Complete the function solve_rank_one_update that solves the system $(A - {\bf u}{\bf v}^T){\bf x} = {\bf b}$, assuming that the factorization $A = LU$ has already been done for you. You are welcome to add any helper functions that you wish, including functions that you wrote in homeworks 3 and 4. Just make sure that you include the helper functions in your python script submission.

In [3]:
def solve_rank_one_update(L, U, b, u, v):
"""Return the solution x to the system (A - u v^T)x = b, where
A = LU, using the approach we derived in class using
the Sherman Morrison formula.
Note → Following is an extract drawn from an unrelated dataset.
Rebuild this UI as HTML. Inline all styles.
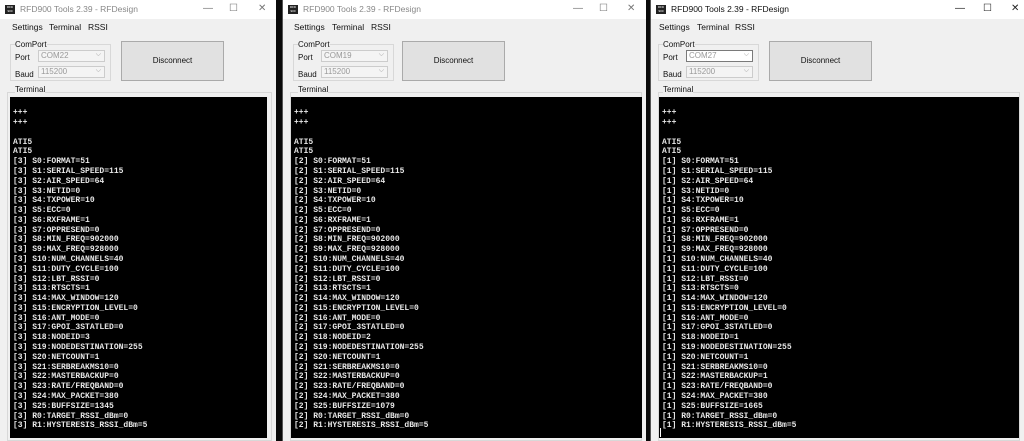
<!DOCTYPE html>
<html><head><meta charset="utf-8"><style>
*{margin:0;padding:0;box-sizing:border-box}
body{width:1024px;height:441px;background:#0a0a0a;position:relative;overflow:hidden;font-family:"Liberation Sans",sans-serif;font-size:8px;color:#000}
.win{position:absolute;top:0;height:441px;background:#f0f0f0;border-left:1px solid #555;overflow:hidden}
.tb{position:absolute;left:0;right:0;top:0;height:19px;background:#fff}
.ic{position:absolute;left:5px;top:5px;width:10px;height:9px;background:#222;color:#fff;font-size:3px;line-height:4px;text-align:center}
.tt{position:absolute;left:20px;top:4px;font-size:8.5px;color:#888}
.act .tt{color:#111}
.ctl{position:absolute;top:3px;font-size:10px;color:#777}
.mn{position:absolute;top:22px;font-size:8.5px;color:#111}
.gb{position:absolute;top:44px;left:10px;width:101px;height:37px;border:1px solid #d8d8d8}
.lab{position:absolute;font-size:8px;color:#111;background:#f0f0f0}
.cb{position:absolute;left:38px;width:67px;height:12px;border:1px solid #ccc;background:#f4f4f4;font-size:8px;color:#999;padding-left:2px;line-height:10px}
.cb:after{content:"⌵";position:absolute;right:3px;top:-1px;color:#999;font-size:7px}
.btn{position:absolute;top:41px;width:103px;height:40px;border:1px solid #aaa;background:#e1e1e1;font-size:8px;text-align:center;line-height:38px;color:#111}
.tg{position:absolute;top:92px;left:7px;right:4px;bottom:0;border:1px solid #d8d8d8}
.term{position:absolute;top:97px;bottom:3px;background:#000}
pre{position:absolute;left:3px;top:1.5px;font-family:"Liberation Mono",monospace;font-size:8px;line-height:9.78px;color:#e8e8e8;font-weight:bold}
</style></head><body>

<!-- window 1 -->
<div class="win" style="left:0;width:276px;border-left:none">
<div class="tb"><div class="ic">RFD<br>900</div><div class="tt">RFD900 Tools 2.39 - RFDesign</div>
<div class="ctl" style="left:203px">—</div><div class="ctl" style="left:229px">☐</div><div class="ctl" style="left:258px">✕</div></div>
<div class="mn" style="left:12px">Settings</div><div class="mn" style="left:49px">Terminal</div><div class="mn" style="left:88px">RSSI</div>
<div class="gb"></div><div class="lab" style="left:15px;top:40px">ComPort</div>
<div class="lab" style="left:15px;top:53px">Port</div><div class="lab" style="left:15px;top:70px">Baud</div>
<div class="cb" style="top:50px">COM22</div><div class="cb" style="top:66px">115200</div>
<div class="btn" style="left:121px">Disconnect</div>
<div class="tg"></div><div class="lab" style="left:15px;top:85px">Terminal</div>
<div class="term" style="left:10px;right:9px"><pre>

+++
+++

ATI5
ATI5
[3] S0:FORMAT=51
[3] S1:SERIAL_SPEED=115
[3] S2:AIR_SPEED=64
[3] S3:NETID=0
[3] S4:TXPOWER=10
[3] S5:ECC=0
[3] S6:RXFRAME=1
[3] S7:OPPRESEND=0
[3] S8:MIN_FREQ=902000
[3] S9:MAX_FREQ=928000
[3] S10:NUM_CHANNELS=40
[3] S11:DUTY_CYCLE=100
[3] S12:LBT_RSSI=0
[3] S13:RTSCTS=1
[3] S14:MAX_WINDOW=120
[3] S15:ENCRYPTION_LEVEL=0
[3] S16:ANT_MODE=0
[3] S17:GPOI_3STATLED=0
[3] S18:NODEID=3
[3] S19:NODEDESTINATION=255
[3] S20:NETCOUNT=1
[3] S21:SERBREAKMS10=0
[3] S22:MASTERBACKUP=0
[3] S23:RATE/FREQBAND=0
[3] S24:MAX_PACKET=380
[3] S25:BUFFSIZE=1345
[3] R0:TARGET_RSSI_dBm=0
[3] R1:HYSTERESIS_RSSI_dBm=5</pre></div>
</div>

<!-- window 2 -->
<div class="win" style="left:282px;width:364px">
<div class="tb"><div class="ic">RFD<br>900</div><div class="tt">RFD900 Tools 2.39 - RFDesign</div>
<div class="ctl" style="left:290px">—</div><div class="ctl" style="left:316px">☐</div><div class="ctl" style="left:344px">✕</div></div>
<div class="mn" style="left:11px">Settings</div><div class="mn" style="left:49px">Terminal</div><div class="mn" style="left:88px">RSSI</div>
<div class="gb"></div><div class="lab" style="left:15px;top:40px">ComPort</div>
<div class="lab" style="left:15px;top:53px">Port</div><div class="lab" style="left:15px;top:70px">Baud</div>
<div class="cb" style="top:50px">COM19</div><div class="cb" style="top:66px">115200</div>
<div class="btn" style="left:119px">Disconnect</div>
<div class="tg"></div><div class="lab" style="left:15px;top:85px">Terminal</div>
<div class="term" style="left:8px;right:4px"><pre>

+++
+++

ATI5
ATI5
[2] S0:FORMAT=51
[2] S1:SERIAL_SPEED=115
[2] S2:AIR_SPEED=64
[2] S3:NETID=0
[2] S4:TXPOWER=10
[2] S5:ECC=0
[2] S6:RXFRAME=1
[2] S7:OPPRESEND=0
[2] S8:MIN_FREQ=902000
[2] S9:MAX_FREQ=928000
[2] S10:NUM_CHANNELS=40
[2] S11:DUTY_CYCLE=100
[2] S12:LBT_RSSI=0
[2] S13:RTSCTS=1
[2] S14:MAX_WINDOW=120
[2] S15:ENCRYPTION_LEVEL=0
[2] S16:ANT_MODE=0
[2] S17:GPOI_3STATLED=0
[2] S18:NODEID=2
[2] S19:NODEDESTINATION=255
[2] S20:NETCOUNT=1
[2] S21:SERBREAKMS10=0
[2] S22:MASTERBACKUP=0
[2] S23:RATE/FREQBAND=0
[2] S24:MAX_PACKET=380
[2] S25:BUFFSIZE=1079
[2] R0:TARGET_RSSI_dBm=0
[2] R1:HYSTERESIS_RSSI_dBm=5</pre></div>
</div>

<!-- window 3 -->
<div class="win act" style="left:650px;width:374px">
<div class="tb"><div class="ic">RFD<br>900</div><div class="tt">RFD900 Tools 2.39 - RFDesign</div>
<div class="ctl" style="left:304px;color:#222">—</div><div class="ctl" style="left:332px;color:#222">☐</div><div class="ctl" style="left:360px;color:#222">✕</div></div>
<div class="mn" style="left:8px">Settings</div><div class="mn" style="left:46px">Terminal</div><div class="mn" style="left:84px">RSSI</div>
<div class="gb" style="left:7px"></div><div class="lab" style="left:12px;top:40px">ComPort</div>
<div class="lab" style="left:12px;top:53px">Port</div><div class="lab" style="left:12px;top:70px">Baud</div>
<div class="cb" style="top:50px;left:35px;border-color:#7a7a7a;background:#fff">COM27</div><div class="cb" style="top:66px;left:35px">115200</div>
<div class="btn" style="left:118px">Disconnect</div>
<div class="tg"></div><div class="lab" style="left:12px;top:85px">Terminal</div>
<div class="term" style="left:8px;right:5px"><pre>

+++
+++

ATI5
ATI5
[1] S0:FORMAT=51
[1] S1:SERIAL_SPEED=115
[1] S2:AIR_SPEED=64
[1] S3:NETID=0
[1] S4:TXPOWER=10
[1] S5:ECC=0
[1] S6:RXFRAME=1
[1] S7:OPPRESEND=0
[1] S8:MIN_FREQ=902000
[1] S9:MAX_FREQ=928000
[1] S10:NUM_CHANNELS=40
[1] S11:DUTY_CYCLE=100
[1] S12:LBT_RSSI=0
[1] S13:RTSCTS=0
[1] S14:MAX_WINDOW=120
[1] S15:ENCRYPTION_LEVEL=0
[1] S16:ANT_MODE=0
[1] S17:GPOI_3STATLED=0
[1] S18:NODEID=1
[1] S19:NODEDESTINATION=255
[1] S20:NETCOUNT=1
[1] S21:SERBREAKMS10=0
[1] S22:MASTERBACKUP=1
[1] S23:RATE/FREQBAND=0
[1] S24:MAX_PACKET=380
[1] S25:BUFFSIZE=1665
[1] R0:TARGET_RSSI_dBm=0
[1] R1:HYSTERESIS_RSSI_dBm=5</pre>
<div style="position:absolute;left:1px;top:331px;width:1px;height:9px;background:#fff"></div></div>
</div>

</body></html>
You may assume that
the LU factorization of A has already been computed for you, and
that the parameters of the function have:
* L is an invertible nxn lower triangular matrix
* U is an invertible nxn upper triangular matrix
* b is a vector of size n
* u and b are also vectors of size n

>>> A = np.array([[2., 0., 1.],
[1., 1., 0.],
[2., 1., 2.]])
>>> L, U = lu_factorize(A) # from homework 3
>>> L
array([[1. , 0. , 0. ],
[0.5, 1. , 0. ],
[1. , 1. , 1. ]])
>>> U
array([[ 2. ,  0. ,  1. ],
[ 0. ,  1. , -0.5],
[ 0. ,  0. ,  1.5]])
>>> b = np.array([1., 1., 0.])
>>> u = np.array([1., 0., 0.])
>>> v = np.array([0., 2., 0.])
>>> x = solve_rank_one_update(L, U, b, u, v)
>>> x
array([1. , 0. , -1.])
>>> np.matmul((A - np.outer(u, v)), x)
array([1. , 1. , 0.])
"""


### Part (b) -- 2 pt¶

Explain why using solve_rank_one_update does not give us accurate results in the below example:

In [4]:
def run_example():
A = np.array([[2., 0., 1.],
[1., 1., 0.],
[1., 1., 1.]])
L = np.array([[1., 0., 0.],
[0.5, 1., 0.],
[0.5, 1., 1.]])
U = np.array([[2., 0., 1.],
[0., 1., -0.5],
[0., 0., 1.]])
b = np.array([1, 1, -1])
u = np.array([0, 0, 0.9999999999999999])
v = np.array([0, 0, 0.9999999999999999])
x = solve_rank_one_update(L, U, b, u, v)
print(np.matmul((A - np.outer(u, v)), x) - b)


### Part (c) -- 4 pt¶

Write function solve_rank_one_update_iterative that, given an approximation $x$ to the solution $(A - {\bf u}{\bf v}^T){\bf x} = {\bf b}$, performs one iteration of iterative refinement to obtain a better estimate $x^\star$. You may use solve_rank_one_update as a helper function.

In [5]:
def solve_rank_one_update_iterative(L, U, b, u, v, x):
"""Return a better solution x* to the system (A - u v^T)x = b,
where A = LU. The first 5 parameters are the same as those of the
function solve_rank_one_update. The last parameter is an
estimate x of the solution.

This function should perform exactly *one* iterative refinement
iteration.
"""


## Question 3¶

### Part (a) -- 4 pt¶

We proved the Sherman-Morrison formula in Tutorial 5:

$$(A - uv^T)^{-1} = A^{-1} + A^{-1}u(1-v^TA^{-1}u)^{-1}v^T A^{-1}$$

A related formula is the Woodbury formula for a rank-k update of the matrix $A$. Specifically, if $U$ and $V$ are $n \times k$ matrices, then

$$(A - UV^T)^{-1} = A^{-1} + A^{-1}U(I-V^TA^{-1}U)^{-1}V^T A^{-1}$$

Prove that the Woodbury formula is correct. Include your solution in your pdf writeup.

### Part (b) -- 4 pt¶

A rank 1 matrix has the form $xy^T$ where $x$ and $y$ are column vectors. Suppose $A$ and $B$ are non-sigular matrices. Show that $A - B$ is rank 1 if and only if $A^{-1} - B^{-1}$ is also rank 1.